Richmond's wild rabbit problem has animal advocates hopping mad, and they want the city to get involved.

"There's well over a thousand rabbits, and there could be close to two thousand rabbits," Sorelle Saidman told CTV News.

"From the Richmond auto mall through to Ikea… It's nose to tail rabbits."

Saidman founded Rabbitats Rabbit Rescue, an organization that helps house homeless feral and domestic rabbits in outdoor habitats. The structures are built in conjunction with animal shelters, rescue groups, businesses and private citizens. Rabbitats also helps educate the bunnies' new guardians on low-maintenance care. 

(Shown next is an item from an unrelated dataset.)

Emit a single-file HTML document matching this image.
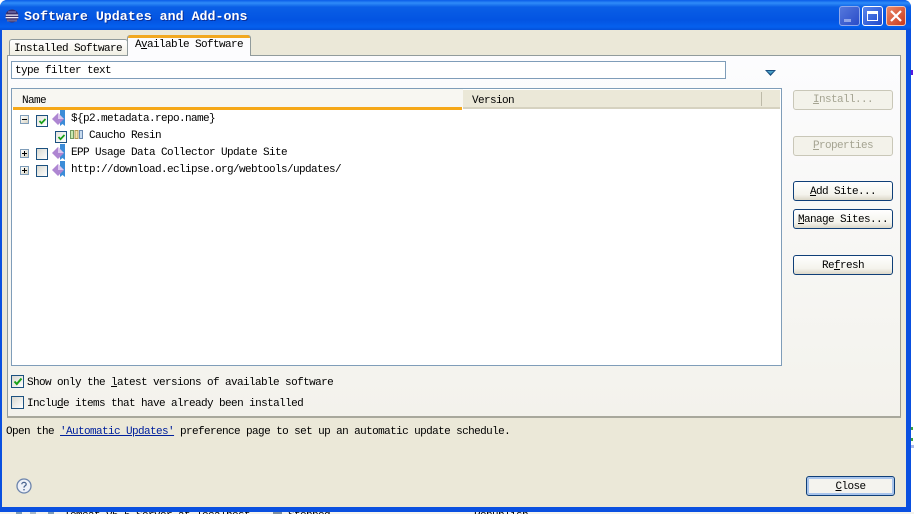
<!DOCTYPE html>
<html><head><meta charset="utf-8">
<style>
html,body{margin:0;padding:0;width:914px;height:514px;overflow:hidden;background:#fff}
*{box-sizing:border-box}
div,span.t{position:absolute}
.t{font-family:"Liberation Mono","Noto Sans CJK SC",monospace;font-size:11px;letter-spacing:-.6px;line-height:14px;color:#000;white-space:pre}
u{text-underline-offset:1px}
.btn{position:absolute;left:793px;width:100px;height:20px;border:1px solid #0f3f78;border-radius:3px;background:linear-gradient(#fff,#f4f3ec 70%,#dcd8c8);text-align:center;font-family:"Liberation Mono",monospace;font-size:11px;letter-spacing:-.6px;line-height:20px;color:#000;white-space:pre}
.dis{border-color:#c9c7b8;background:#f3f2ea;color:#a5a492;line-height:19px}
.cb{width:13px;height:13px;border:1px solid #1c5180;background:linear-gradient(135deg,#d8d8d0,#fff)}
.pm{width:9px;height:9px;border:1px solid #7f9db9;background:linear-gradient(135deg,#fff,#d8d4c4)}
.pm i{position:absolute;left:1px;top:3px;width:5px;height:1px;background:#000}
.pm b{position:absolute;left:3px;top:1px;width:1px;height:5px;background:#000}
svg{position:absolute;display:block}
</style></head><body>
<!-- window -->
<div style="left:0;top:0;width:911px;height:512px;background:#0a50e0;border-radius:7px 7px 0 0"></div>
<div style="left:0;top:0;width:911px;height:30px;background:linear-gradient(#0a5ce8 0,#2f8cf8 3px,#0a5fe6 7px,#0354e2 20px,#0560ee 27px,#0450d8 30px);border-radius:7px 7px 0 0"></div>
<div style="left:2px;top:30px;width:904px;height:477px;background:#ebe8d8"></div>
<!-- background behind window -->
<div style="left:0;top:512px;width:914px;height:2px;overflow:hidden;background:#f4f3ee">
<span class="t" style="left:64px;top:-3px">Tomcat v5.5 Server at localhost</span>
<span class="t" style="left:288px;top:-3px">Stopped</span>
<span class="t" style="left:474px;top:-3px">Republish</span>
<div style="left:16px;top:0;width:6px;height:2px;background:#7f9db9"></div>
<div style="left:30px;top:0;width:6px;height:2px;background:#a8b8c8"></div>
<div style="left:48px;top:0;width:6px;height:2px;background:#7f9db9"></div>
<div style="left:273px;top:0;width:9px;height:2px;background:#8090a0"></div>
</div>
<div style="left:911px;top:70px;width:2px;height:5px;background:#5a1ae0"></div>
<div style="left:911px;top:427px;width:2px;height:3px;background:#40a040"></div>
<div style="left:911px;top:438px;width:2px;height:3px;background:#40a040"></div>
<div style="left:911px;top:445px;width:3px;height:3px;background:#a8b8e8"></div>

<svg style="left:5px;top:9px" width="14" height="14" viewBox="0 0 14 14"><circle cx="7" cy="7" r="6.5" fill="#38306e"/><path d="M.8 5.5h12.4v1.2H.8zM.6 8h12.8v1.2H.6z" fill="#f0ecf6"/><path d="M3 2.5h8v1H3z" fill="#8a86c0"/><path d="M2 10.5h10v2H2z" fill="#6a6494"/></svg>
<span class="t" style="left:24px;top:9px;font-size:13.3px;letter-spacing:0;line-height:16px;color:#fff;font-weight:bold;text-shadow:1px 1px 0 #0a2f98">Software Updates and Add-ons</span>

<!-- window buttons -->
<div style="left:839px;top:6px;width:21px;height:20px;border:1px solid #8fa8ec;border-radius:3px;background:linear-gradient(135deg,#5578dc,#2a4cc8)"><div style="left:4px;top:12px;width:7px;height:3px;background:#8fa4e8"></div></div>
<div style="left:862px;top:6px;width:21px;height:20px;border:1px solid #fff;border-radius:3px;background:linear-gradient(135deg,#5a86ec,#1f48cc)"><div style="left:4px;top:4px;width:11px;height:10px;border:1px solid #fff;border-top-width:3px"></div></div>
<div style="left:886px;top:6px;width:20px;height:20px;border:1px solid #f4c8b8;border-radius:3px;background:linear-gradient(135deg,#ec8a68,#c8381c)"><svg style="left:3px;top:3px" width="12" height="12" viewBox="0 0 12 12"><path d="M1 1l10 10M11 1L1 11" stroke="#fff" stroke-width="2.2"/></svg></div>

<!-- tabs -->
<div style="left:9px;top:39px;width:119px;height:17px;background:linear-gradient(#fff,#f0eee2);border:1px solid #919b9c;border-bottom:0;border-radius:3px 3px 0 0"></div>
<span class="t" style="left:14px;top:42px">Installed Software</span>

<!-- panel -->
<div style="left:7px;top:55px;width:894px;height:363px;background:linear-gradient(#fcfcfe,#f3f2ec);border:1px solid #919b9c;border-right-color:#9a9a90;border-bottom:2px solid #a8a89c"></div>
<div style="left:127px;top:35px;width:124px;height:21px;background:#fcfcfe;border:1px solid #919b9c;border-bottom:0;border-radius:3px 3px 0 0"></div>
<div style="left:128px;top:35px;width:122px;height:3px;background:#f2a820;border-radius:3px 3px 0 0"></div>
<span class="t" style="left:135px;top:38px">A<u>v</u>ailable Software</span>

<!-- filter -->
<div style="left:11px;top:61px;width:715px;height:18px;background:#fff;border:1px solid #7f9db9"></div>
<span class="t" style="left:15px;top:64px">type filter text</span>
<svg style="left:765px;top:70px" width="11" height="6" viewBox="0 0 11 6"><path d="M0 0h11L5.5 6z" fill="#1a4f80"/><path d="M2 1h7L5.5 4z" fill="#4aa0c8"/></svg>

<!-- table -->
<div style="left:11px;top:88px;width:771px;height:278px;background:#fff;border:1px solid #7f9db9"></div>
<div style="left:12px;top:89px;width:451px;height:18px;background:#f8f7f2"></div>
<div style="left:13px;top:107px;width:449px;height:3px;background:#f6a818"></div>
<div style="left:463px;top:90px;width:317px;height:17px;background:#ebe8d8"></div>
<div style="left:463px;top:107px;width:317px;height:2px;background:#d6d2c0"></div>
<div style="left:761px;top:92px;width:1px;height:14px;background:#bdbaa8"></div>
<span class="t" style="left:22px;top:94px">Name</span>
<span class="t" style="left:472px;top:94px">Version</span>

<!-- tree -->
<div class="pm" style="left:20px;top:115px"><i></i></div>
<div class="cb" style="left:36px;top:115px;width:12px;height:12px;background:linear-gradient(135deg,#e4e4de,#fff)"><svg style="left:1px;top:1px" width="9" height="9" viewBox="0 0 9 9"><path d="M1.5 4l2 2.2L7.5 2" stroke="#18a018" stroke-width="1.7" fill="none"/></svg></div>
<svg style="left:51px;top:110px" width="16" height="17" viewBox="0 0 16 17"><path d="M9 0h5v16l-2.5-2L9 16z" fill="#3c8cd8"/><path d="M1 9l6-6 6 6-6 6z" fill="#ae86d2"/><path d="M7 3l6 6H7z" fill="#dcc8ee"/></svg>
<span class="t" style="left:71px;top:112px">${p2.metadata.repo.name}</span>

<div class="cb" style="left:55px;top:131px;width:12px;height:12px;background:linear-gradient(135deg,#e4e4de,#fff)"><svg style="left:1px;top:1px" width="9" height="9" viewBox="0 0 9 9"><path d="M1.5 4l2 2.2L7.5 2" stroke="#18a018" stroke-width="1.7" fill="none"/></svg></div>
<svg style="left:70px;top:130px" width="14" height="10" viewBox="0 0 14 10"><rect x=".5" y=".5" width="3" height="8" fill="#c8e8b0" stroke="#709860"/><rect x="5" y=".5" width="3" height="8" fill="#f4e4b0" stroke="#b09850"/><rect x="9.5" y=".5" width="3" height="8" fill="#c8dcf0" stroke="#6888b0"/></svg>
<span class="t" style="left:89px;top:129px">Caucho Resin</span>

<div class="pm" style="left:20px;top:149px"><i></i><b></b></div>
<div class="cb" style="left:36px;top:148px;width:12px;height:12px"></div>
<svg style="left:51px;top:144px" width="16" height="17" viewBox="0 0 16 17"><path d="M9 0h5v16l-2.5-2L9 16z" fill="#3c8cd8"/><path d="M1 9l6-6 6 6-6 6z" fill="#ae86d2"/><path d="M7 3l6 6H7z" fill="#dcc8ee"/></svg>
<span class="t" style="left:71px;top:146px">EPP Usage Data Collector Update Site</span>

<div class="pm" style="left:20px;top:166px"><i></i><b></b></div>
<div class="cb" style="left:36px;top:165px;width:12px;height:12px"></div>
<svg style="left:51px;top:161px" width="16" height="17" viewBox="0 0 16 17"><path d="M9 0h5v16l-2.5-2L9 16z" fill="#3c8cd8"/><path d="M1 9l6-6 6 6-6 6z" fill="#ae86d2"/><path d="M7 3l6 6H7z" fill="#dcc8ee"/></svg>
<span class="t" style="left:71px;top:163px">http://download.eclipse.org/webtools/updates/</span>

<!-- side buttons -->
<div class="btn dis" style="top:90px"><u>I</u>nstall...</div>
<div class="btn dis" style="top:136px"><u>P</u>roperties</div>
<div class="btn" style="top:181px"><u>A</u>dd Site...</div>
<div class="btn" style="top:209px"><u>M</u>anage Sites...</div>
<div class="btn" style="top:255px">Re<u>f</u>resh</div>

<!-- checks -->
<div class="cb" style="left:11px;top:375px"><svg style="left:1px;top:1px" width="10" height="10" viewBox="0 0 10 10"><path d="M1.5 4.5l2.3 2.5L8.5 1.5" stroke="#18a018" stroke-width="2" fill="none"/></svg></div>
<span class="t" style="left:27px;top:376px">Show only the <u>l</u>atest versions of available software</span>
<div class="cb" style="left:11px;top:396px"></div>
<span class="t" style="left:27px;top:397px">Inclu<u>d</u>e items that have already been installed</span>

<span class="t" style="left:6px;top:425px">Open the <u style="color:#00209c">'Automatic Updates'</u> preference page to set up an automatic update schedule.</span>

<svg style="left:16px;top:478px" width="16" height="16" viewBox="0 0 16 16"><circle cx="8" cy="8" r="7" fill="#eef1f8" stroke="#6c84ac" stroke-width="1.3"/><path d="M5.8 6.2C5.8 3.8 10.2 3.8 10.2 6.2 10.2 7.8 8 7.8 8 9.6" stroke="#4a6490" stroke-width="1.3" fill="none"/><path d="M7.3 11h1.4v1.4H7.3z" fill="#4a6490"/></svg>

<div class="btn" style="left:806px;top:476px;width:89px;height:20px;border-color:#0f3f78;background:#f4f3ee;box-shadow:inset 0 0 0 2px #a8c4ec"><u>C</u>lose</div>
</body></html>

Saidman said the growing problem in Richmond could be fixed.

"Spay and neuter the rabbits on city property and we will take them," she said.

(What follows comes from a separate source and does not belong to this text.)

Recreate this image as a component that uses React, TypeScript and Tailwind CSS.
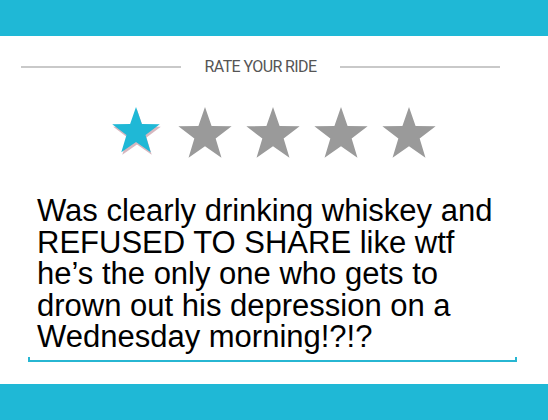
import React from 'react';

const STAR = 'M50 0 L61.76 33.82 L97.55 34.55 L69.02 56.18 L79.4 90.45 L50 70 L20.6 90.45 L30.98 56.18 L2.45 34.55 L38.24 33.82 Z';

function Star({ active }: { active?: boolean }) {
  if (active) {
    return (
      <svg width="52" height="50" viewBox="0 0 104 100" className="overflow-visible">
        <path d={STAR} fill="#d7b7bf" transform="translate(2 5)" />
        <path d={STAR} fill="#1fb8d6" />
      </svg>
    );
  }
  return (
    <svg width="56" height="53" viewBox="0 0 100 91" className="blur-[0.5px]">
      <path d={STAR} fill="#9a9a9a" />
    </svg>
  );
}

const lines = [
  'Was clearly drinking whiskey and',
  'REFUSED TO SHARE like wtf',
  'he’s the only one who gets to',
  'drown out his depression on a',
  'Wednesday morning!?!?',
];

export default function App() {
  const rating = 1;

  return (
    <div className="w-[548px] h-[420px] bg-white flex flex-col overflow-hidden">
      <div className="h-9 bg-[#1fb8d6]" />

      {/* Header */}
      <div className="pt-[22px] flex items-center h-[40px] pl-[21px]">
        <div className="w-[160px] h-[2px] bg-[#c9c9c9]" />
        <div className="w-[159px] text-center text-[16px] text-[#555] font-['Roboto',sans-serif] tracking-[-0.6px] leading-[18px]">
          RATE YOUR RIDE
        </div>
        <div className="w-[160px] h-[2px] bg-[#c9c9c9]" />
      </div>

      {/* Stars */}
      <div className="mt-[28px] h-[56px] flex items-center justify-center pr-[2px]">
        {[1, 2, 3, 4, 5].map((i) => (
          <div key={i} className="w-[68px] flex items-center justify-center">
            <Star active={i <= rating} />
          </div>
        ))}
      </div>

      {/* Review */}
      <p className="mt-[35px] pl-[37px] text-[31px] leading-[31.5px] text-black font-['Liberation_Sans',Arial,sans-serif] whitespace-nowrap">
        {lines.map((l) => (
          <span key={l} className="block">{l}</span>
        ))}
      </p>
      <div className="mt-[4.5px] ml-[28px] mr-[31px] h-[5px] border-x-2 border-b-2 border-[#27b6d2]" />

      <div className="mt-auto h-9 bg-[#1fb8d6]" />
    </div>
  );
}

But the city told CTV it doesn't have the funding available to trap and sterilize wild rabbits.

Saidman said the city isn't budgeting properly. She said if municipal officials were on board, Rabbitats could help negotiate a reduced rate for the surgeries from local vets, and the expanding herd could be brought under control.

Local resident Amie Nowak also hopes the city will get involved.

The pediatric nurse and mother didn't plan on keeping 13 bunnies in the backyard of her townhouse, she said, "It just started from trying to do the right thing with one rabbit."

She'd found an abandoned pet hopping around her townhouse complex, and that rabbit soon started having babies. Her daughter caught the mother, who then gave birth again.

"In the span of about three months, we went from two bunnies to 17," she said.

"So then we realized maybe we could get a grip on this problem. We thought we should try and catch the other bunnies from the other litters, so Rabbitats lent us a live trap."

That's how they ended up sharing their property with a baker's dozen of bunnies.

While she waits for the city to come up with a plan of action, she's looking for homes for her backyard brood.

"I guess you could say we fell down the proverbial rabbit hole," she joked.

She said they may be cute, "but I still don't want to keep them all."